**To do**
Restate the data word for word and leave the images out.
### Supplied material ###
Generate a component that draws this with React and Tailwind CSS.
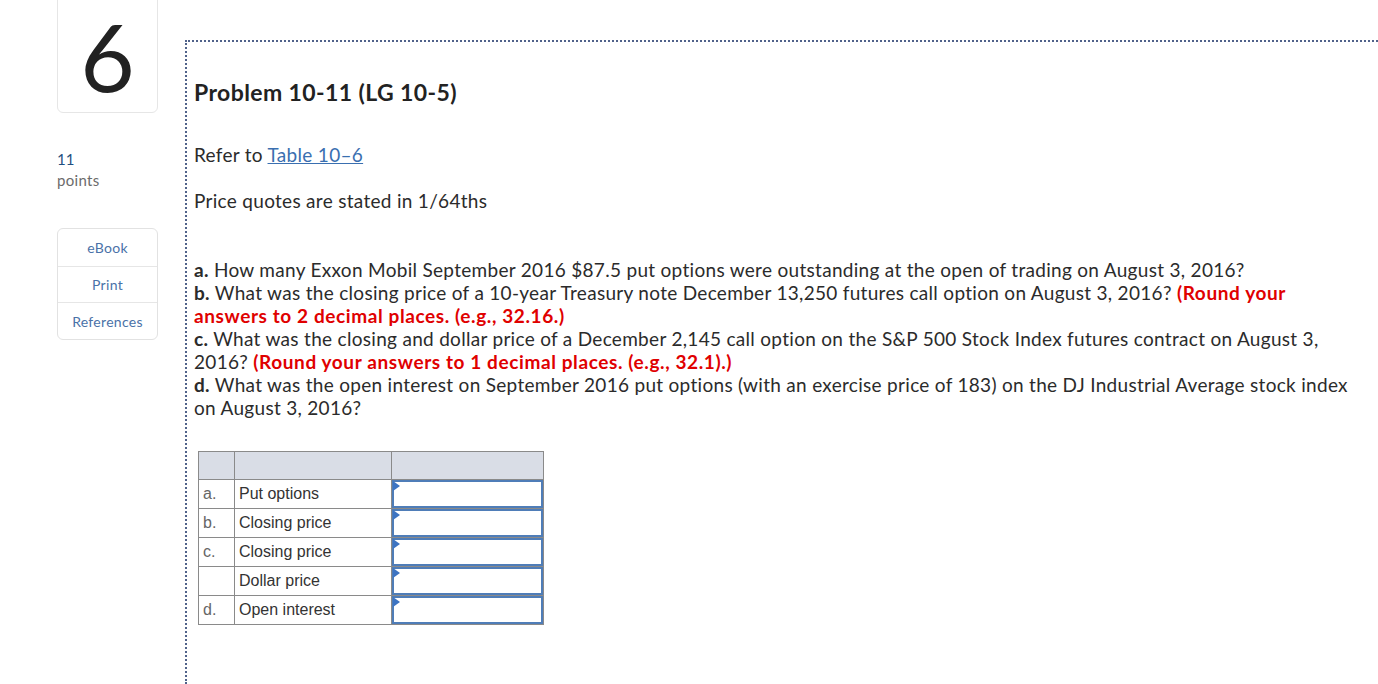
import React from "react";

const font = { fontFamily: "Lato, 'Open Sans', sans-serif" };

function InputCell() {
  return (
    <td className="border border-[#8a8a8a] p-0 h-[28px]">
      <div className="relative h-[28px] border-2 border-[#4f7db8] bg-white">
        <div className="absolute left-[-1px] top-[-1px] w-0 h-0 border-t-[5px] border-b-[5px] border-l-[7px] border-t-transparent border-b-transparent border-l-[#3d74c2]" />
      </div>
    </td>
  );
}

const rows = [
  ["a.", "Put options"],
  ["b.", "Closing price"],
  ["c.", "Closing price"],
  ["", "Dollar price"],
  ["d.", "Open interest"],
];

export default function App() {
  return (
    <div className="w-[1378px] h-[684px] overflow-hidden bg-white flex text-[#2b2b2b]" style={font}>
      <div className="ml-[57px] w-[101px] flex flex-col shrink-0">
        <div className="-mt-[10px] h-[123px] rounded-md border border-[#e6e6e6] flex items-center justify-center pt-[8px]">
          <span className="text-[94px] leading-none text-[#222]">6</span>
        </div>
        <div className="mt-[35px] text-[15px] leading-[22px] text-[#1f4f80]">11</div>
        <div className="text-[15px] leading-[20px] text-[#6b6b6b] tracking-[0.3px]">points</div>
        <div className="mt-[38px] rounded-md border border-[#e2e2e2] flex flex-col text-[14px] tracking-[0.3px] text-[#4a72a8]">
          <div className="h-[38px] flex items-center justify-center border-b border-[#e6e6e6]">eBook</div>
          <div className="h-[36px] flex items-center justify-center border-b border-[#e6e6e6]">Print</div>
          <div className="h-[36px] flex items-center justify-center">References</div>
        </div>
      </div>
      <div className="ml-[27px] mt-[40px] flex-1 border-l-2 border-t-2 border-dotted border-[#50628a] pl-[7px] pr-[18px]">
        <h1 className="mt-[36px] text-[23px] font-bold leading-[28px] tracking-[0.4px] text-[#222]">Problem 10-11 (LG 10-5)</h1>
        <div className="text-[19px] tracking-[0.3px]">
          <p className="mt-[37px] leading-[24px]">
            Refer to <span className="text-[#3a6fb0] underline">Table 10–6</span>
          </p>
          <p className="mt-[22px] leading-[24px]">Price quotes are stated in 1/64ths</p>
          <div className="mt-[45px] leading-[23px]">
            <div>
              <b>a.</b> How many Exxon Mobil September 2016 $87.5 put options were outstanding at the open of trading on August 3, 2016?
            </div>
            <div>
              <b>b.</b> What was the closing price of a 10-year Treasury note December 13,250 futures call option on August 3, 2016?{" "}
              <b className="text-[#e00000] tracking-[0.6px]">(Round your answers to 2 decimal places. (e.g., 32.16.)</b>
            </div>
            <div>
              <b>c.</b> What was the closing and dollar price of a December 2,145 call option on the S&amp;P 500 Stock Index futures contract on August 3, 2016?{" "}
              <b className="text-[#e00000] tracking-[0.6px]">(Round your answers to 1 decimal places. (e.g., 32.1).)</b>
            </div>
            <div>
              <b>d.</b> What was the open interest on September 2016 put options (with an exercise price of 183) on the DJ Industrial Average stock index on August 3, 2016?
            </div>
          </div>
        </div>
        <table
          className="mt-[32px] ml-[4px] border-collapse text-[16px] text-[#333]"
          style={{ fontFamily: "'Liberation Sans', Arial, sans-serif" }}
        >
          <tbody>
            <tr className="bg-[#d9dde6]">
              <td className="border border-[#8a8a8a] w-[36px] h-[28px]" />
              <td className="border border-[#8a8a8a] w-[157px]" />
              <td className="border border-[#8a8a8a] w-[152px]" />
            </tr>
            {rows.map(([l, t], i) => (
              <tr key={i}>
                <td className="border border-[#8a8a8a] h-[28px] pl-[4px] text-[#666]">{l}</td>
                <td className="border border-[#8a8a8a] pl-[4px]">{t}</td>
                <InputCell />
              </tr>
            ))}
          </tbody>
        </table>
      </div>
    </div>
  );
}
###
**Solution for this task**
Generate a component that draws this with React and Tailwind CSS.
import React from "react";

const font = { fontFamily: "Lato, 'Open Sans', sans-serif" };

function InputCell() {
  return (
    <td className="border border-[#8a8a8a] p-0 h-[28px]">
      <div className="relative h-[28px] border-2 border-[#4f7db8] bg-white">
        <div className="absolute left-[-1px] top-[-1px] w-0 h-0 border-t-[5px] border-b-[5px] border-l-[7px] border-t-transparent border-b-transparent border-l-[#3d74c2]" />
      </div>
    </td>
  );
}

const rows = [
  ["a.", "Put options"],
  ["b.", "Closing price"],
  ["c.", "Closing price"],
  ["", "Dollar price"],
  ["d.", "Open interest"],
];

export default function App() {
  return (
    <div className="w-[1378px] h-[684px] overflow-hidden bg-white flex text-[#2b2b2b]" style={font}>
      <div className="ml-[57px] w-[101px] flex flex-col shrink-0">
        <div className="-mt-[10px] h-[123px] rounded-md border border-[#e6e6e6] flex items-center justify-center pt-[8px]">
          <span className="text-[94px] leading-none text-[#222]">6</span>
        </div>
        <div className="mt-[35px] text-[15px] leading-[22px] text-[#1f4f80]">11</div>
        <div className="text-[15px] leading-[20px] text-[#6b6b6b] tracking-[0.3px]">points</div>
        <div className="mt-[38px] rounded-md border border-[#e2e2e2] flex flex-col text-[14px] tracking-[0.3px] text-[#4a72a8]">
          <div className="h-[38px] flex items-center justify-center border-b border-[#e6e6e6]">eBook</div>
          <div className="h-[36px] flex items-center justify-center border-b border-[#e6e6e6]">Print</div>
          <div className="h-[36px] flex items-center justify-center">References</div>
        </div>
      </div>
      <div className="ml-[27px] mt-[40px] flex-1 border-l-2 border-t-2 border-dotted border-[#50628a] pl-[7px] pr-[18px]">
        <h1 className="mt-[36px] text-[23px] font-bold leading-[28px] tracking-[0.4px] text-[#222]">Problem 10-11 (LG 10-5)</h1>
        <div className="text-[19px] tracking-[0.3px]">
          <p className="mt-[37px] leading-[24px]">
            Refer to <span className="text-[#3a6fb0] underline">Table 10–6</span>
          </p>
          <p className="mt-[22px] leading-[24px]">Price quotes are stated in 1/64ths</p>
          <div className="mt-[45px] leading-[23px]">
            <div>
              <b>a.</b> How many Exxon Mobil September 2016 $87.5 put options were outstanding at the open of trading on August 3, 2016?
            </div>
            <div>
              <b>b.</b> What was the closing price of a 10-year Treasury note December 13,250 futures call option on August 3, 2016?{" "}
              <b className="text-[#e00000] tracking-[0.6px]">(Round your answers to 2 decimal places. (e.g., 32.16.)</b>
            </div>
            <div>
              <b>c.</b> What was the closing and dollar price of a December 2,145 call option on the S&amp;P 500 Stock Index futures contract on August 3, 2016?{" "}
              <b className="text-[#e00000] tracking-[0.6px]">(Round your answers to 1 decimal places. (e.g., 32.1).)</b>
            </div>
            <div>
              <b>d.</b> What was the open interest on September 2016 put options (with an exercise price of 183) on the DJ Industrial Average stock index on August 3, 2016?
            </div>
          </div>
        </div>
        <table
          className="mt-[32px] ml-[4px] border-collapse text-[16px] text-[#333]"
          style={{ fontFamily: "'Liberation Sans', Arial, sans-serif" }}
        >
          <tbody>
            <tr className="bg-[#d9dde6]">
              <td className="border border-[#8a8a8a] w-[36px] h-[28px]" />
              <td className="border border-[#8a8a8a] w-[157px]" />
              <td className="border border-[#8a8a8a] w-[152px]" />
            </tr>
            {rows.map(([l, t], i) => (
              <tr key={i}>
                <td className="border border-[#8a8a8a] h-[28px] pl-[4px] text-[#666]">{l}</td>
                <td className="border border-[#8a8a8a] pl-[4px]">{t}</td>
                <InputCell />
              </tr>
            ))}
          </tbody>
        </table>
      </div>
    </div>
  );
}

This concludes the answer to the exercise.